En 2018, MBS avait affirmé que si l’Arabie saoudite réussissait son plan de mutation économique, d’autres pays suivront et le Moyen-Orient deviendra la « nouvelle Europe ». 

Le projet « Vision 2030 », initié par le prince héritier, prévoit des investissements colossaux pour affranchir le royaume de sa dépendance des hydrocarbures, un peu sur le modèle du voisin émirati, mais en plus grand.

Le plan prévoit le développement de tous les secteurs, particulièrement ceux des services et des nouvelles technologies, avec notamment la construction d’une mégapole futuriste baptisée Neom.

Aussi impétueux et imprévisible soit-il, Mohamed Ben Salmane est suffisamment sage pour comprendre que les capitaux nécessaires à une telle entreprise d’envergure n’afflueront jamais dans un environnement d’instabilité, de tensions et de vulnérabilité aux missiles, iraniens ou autres.

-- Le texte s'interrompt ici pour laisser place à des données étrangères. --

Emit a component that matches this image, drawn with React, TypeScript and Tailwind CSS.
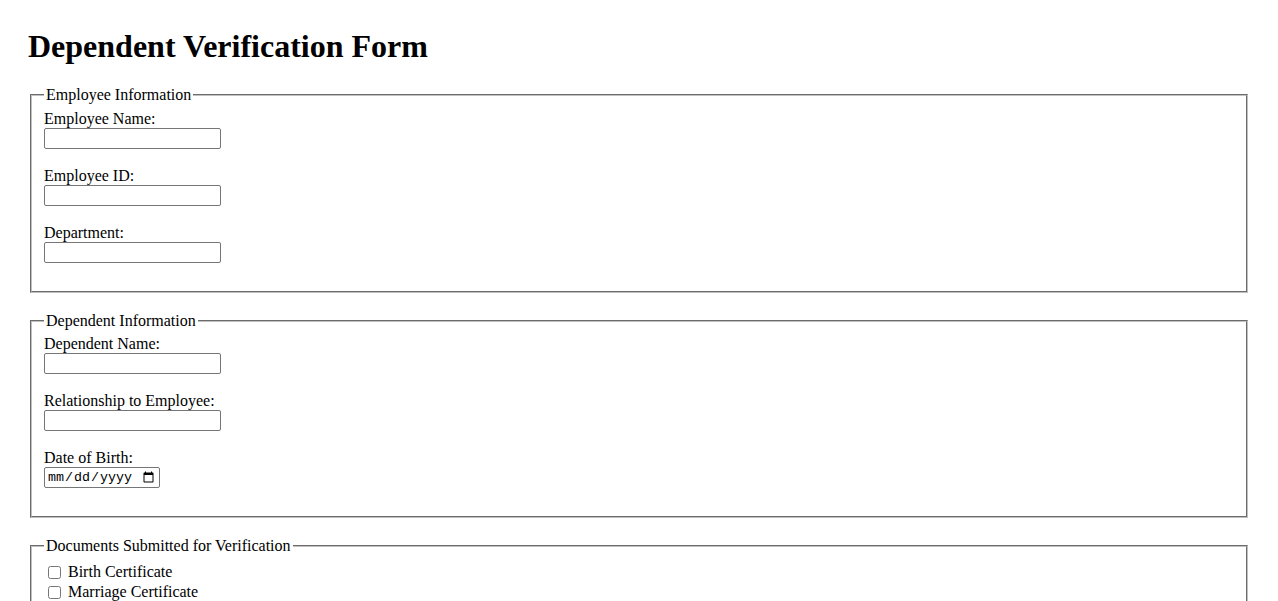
import React from "react";

const serif = { fontFamily: '"Liberation Serif", "Times New Roman", serif' };

function TextField({ label, type = "text" }: { label: string; type?: string }) {
  const isDate = type === "date";
  return (
    <div className="mb-[18px]">
      <label className="block leading-[18px]">{label}</label>
      <input
        type={type}
        className={
          "block h-[21px] border border-[#767676] rounded-[2px] bg-white px-[2px] py-[1px] text-[13.33px] " +
          (isDate ? "w-[116px]" : "w-[177px]")
        }
        style={{
          fontFamily: isDate
            ? '"Liberation Mono", "Courier New", monospace'
            : '"Liberation Sans", Arial, sans-serif',
        }}
      />
    </div>
  );
}

function Section({ title, children }: { title: string; children: React.ReactNode }) {
  return (
    <fieldset className="mx-[2px] mb-[18.5px] border-2 [border-style:groove] border-[#c0c0c0] px-[12px] pt-[5.6px] pb-[10px]">
      <legend className="px-[2px] leading-[18px]">{title}</legend>
      {children}
    </fieldset>
  );
}

export default function App() {
  return (
    <div className="bg-white text-black text-[16px] px-[28px] pt-[28px] pb-[20px] min-h-screen" style={serif}>
      <h1 className="text-[32px] font-bold leading-[37px] mb-[21.44px]">Dependent Verification Form</h1>
      <form>
        <Section title="Employee Information">
          <TextField label="Employee Name:" />
          <TextField label="Employee ID:" />
          <TextField label="Department:" />
        </Section>
        <Section title="Dependent Information">
          <TextField label="Dependent Name:" />
          <TextField label="Relationship to Employee:" />
          <TextField label="Date of Birth:" type="date" />
        </Section>
        <Section title="Documents Submitted for Verification">
          <div className="pt-[2px]">
            {["Birth Certificate", "Marriage Certificate", "Adoption Papers", "Legal Guardianship Documents"].map((d) => (
              <div key={d} className="flex items-center h-[20px]">
                <input type="checkbox" className="w-[13px] h-[13px] ml-[4px] mr-[7px]" />
                <label className="leading-[18px]">{d}</label>
              </div>
            ))}
          </div>
        </Section>
      </form>
    </div>
  );
}
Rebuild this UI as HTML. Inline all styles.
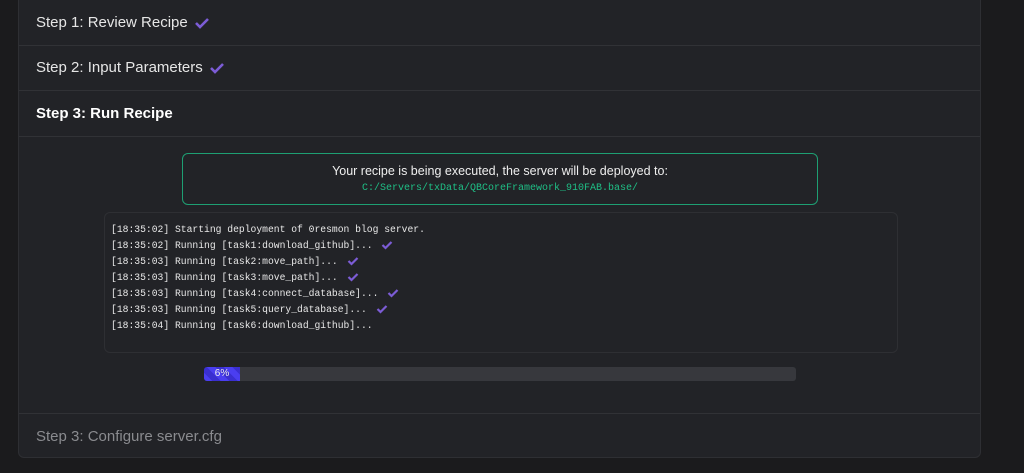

L’Europe et toutes les zones développées de la planète n’ont pu avancer qu’après avoir tourné la page des conflits. En parlant de « nouvelle Europe », MBS avait peut-être subtilement annoncé la paix à venir avec l’Iran et les autres.

« MBS sait très bien qu’avec des foyers de tensions autour de son pays, son projet Vision 2030 n’a pas de chances d’aboutir, c’est pour cela qu’il a décidé de faire la paix avec ses voisins », explique un connaisseur de la région du Golfe.